begin

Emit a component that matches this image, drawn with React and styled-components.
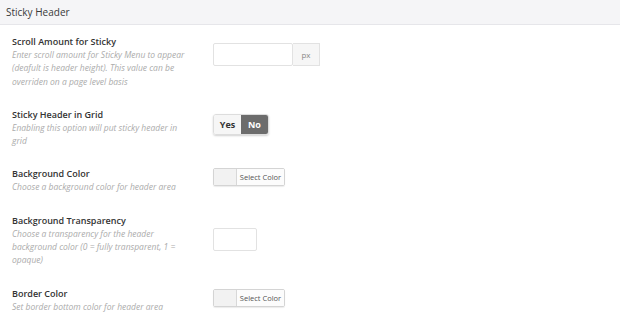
import React from "react";
import styled, { createGlobalStyle } from "styled-components";

const Global = createGlobalStyle`
  html, body {
    margin: 0;
    padding: 0;
    background: #fff;
  }
  body {
    font-family: "Open Sans", "Noto Sans", sans-serif;
    color: #333;
  }
`;

const Panel = styled.div`
  width: 620px;
  height: 330px;
  overflow: hidden;
  background: #fff;
`;

const Header = styled.div`
  height: 24px;
  display: flex;
  align-items: center;
  padding-left: 6px;
  background: #f5f5f7;
  border-bottom: 1px solid #e6e6ea;
  font-size: 10px;
  color: #3a3a3a;
`;

const Body = styled.div`
  display: flex;
  flex-direction: column;
  row-gap: 20px;
  padding: 10px 0 0 12px;
`;

const Row = styled.div`
  display: flex;
  align-items: flex-start;
`;

const Info = styled.div`
  width: 201px;
  flex-shrink: 0;
`;

const Label = styled.div`
  font-size: 9px;
  font-weight: 600;
  line-height: 13px;
  color: #333;
`;

const Desc = styled.div`
  width: 182px;
  font-size: 8.5px;
  font-style: italic;
  line-height: 13.3px;
  color: #ababab;
`;

const Control = styled.div`
  margin-top: ${(p) => p.$offset}px;
  display: flex;
`;

const Input = styled.div`
  width: ${(p) => p.$w}px;
  height: ${(p) => p.$h}px;
  border: 1px solid #e2e2e2;
  border-radius: 2px;
  background: #fff;
  box-sizing: border-box;
`;

const Addon = styled.div`
  width: 27px;
  height: 23px;
  box-sizing: border-box;
  border: 1px solid #e2e2e2;
  border-left: none;
  background: #f6f6f6;
  font-size: 8px;
  color: #888;
  display: flex;
  align-items: center;
  justify-content: center;
`;

const Toggle = styled.div`
  display: flex;
  height: 21px;
  border-radius: 3px;
  overflow: hidden;
  box-shadow: 0 1px 2px rgba(0, 0, 0, 0.18);
  border: 1px solid #ddd;
  box-sizing: border-box;
`;

const ToggleOpt = styled.div`
  width: 27px;
  display: flex;
  align-items: center;
  justify-content: center;
  font-size: 9px;
  font-weight: 700;
  color: ${(p) => (p.$active ? "#fff" : "#333")};
  background: ${(p) => (p.$active ? "#6c6c6c" : "#f6f6f6")};
`;

const ColorBtn = styled.div`
  display: flex;
  height: 18px;
  border: 1px solid #d4d4d4;
  border-radius: 2px;
  box-sizing: border-box;
  box-shadow: 0 1px 1px rgba(0, 0, 0, 0.08);
  overflow: hidden;
`;

const Swatch = styled.div`
  width: 22px;
  background: #f2f2f2;
  border-right: 1px solid #d8d8d8;
`;

const BtnText = styled.div`
  width: 47px;
  display: flex;
  align-items: center;
  justify-content: center;
  font-size: 7.5px;
  color: #555;
  background: #fcfcfc;
`;

function ColorPicker() {
  return (
    <ColorBtn>
      <Swatch />
      <BtnText>Select Color</BtnText>
    </ColorBtn>
  );
}

export default function App() {
  return (
    <Panel>
      <Global />
      <Header>Sticky Header</Header>
      <Body>
        <Row>
          <Info>
            <Label>Scroll Amount for Sticky</Label>
            <Desc>
              Enter scroll amount for Sticky Menu to appear (deafult is header
              height). This value can be overriden on a page level basis
            </Desc>
          </Info>
          <Control $offset={8}>
            <Input $w={80} $h={23} />
            <Addon>px</Addon>
          </Control>
        </Row>

        <Row>
          <Info>
            <Label>Sticky Header in Grid</Label>
            <Desc>Enabling this option will put sticky header in grid</Desc>
          </Info>
          <Control $offset={6}>
            <Toggle>
              <ToggleOpt>Yes</ToggleOpt>
              <ToggleOpt $active>No</ToggleOpt>
            </Toggle>
          </Control>
        </Row>

        <Row>
          <Info>
            <Label>Background Color</Label>
            <Desc>Choose a background color for header area</Desc>
          </Info>
          <Control $offset={1}>
            <ColorPicker />
          </Control>
        </Row>

        <Row>
          <Info>
            <Label>Background Transparency</Label>
            <Desc>
              Choose a transparency for the header background color (0 = fully
              transparent, 1 = opaque)
            </Desc>
          </Info>
          <Control $offset={14}>
            <Input $w={44} $h={23} />
          </Control>
        </Row>

        <Row>
          <Info>
            <Label>Border Color</Label>
            <Desc>Set border bottom color for header area</Desc>
          </Info>
          <Control $offset={2}>
            <ColorPicker />
          </Control>
        </Row>
      </Body>
    </Panel>
  );
}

end

§ EXERCISE BRIEF
Say how many lines have the string "React" in them, offering no words beyond the number.

§ FULL RESPONSE
2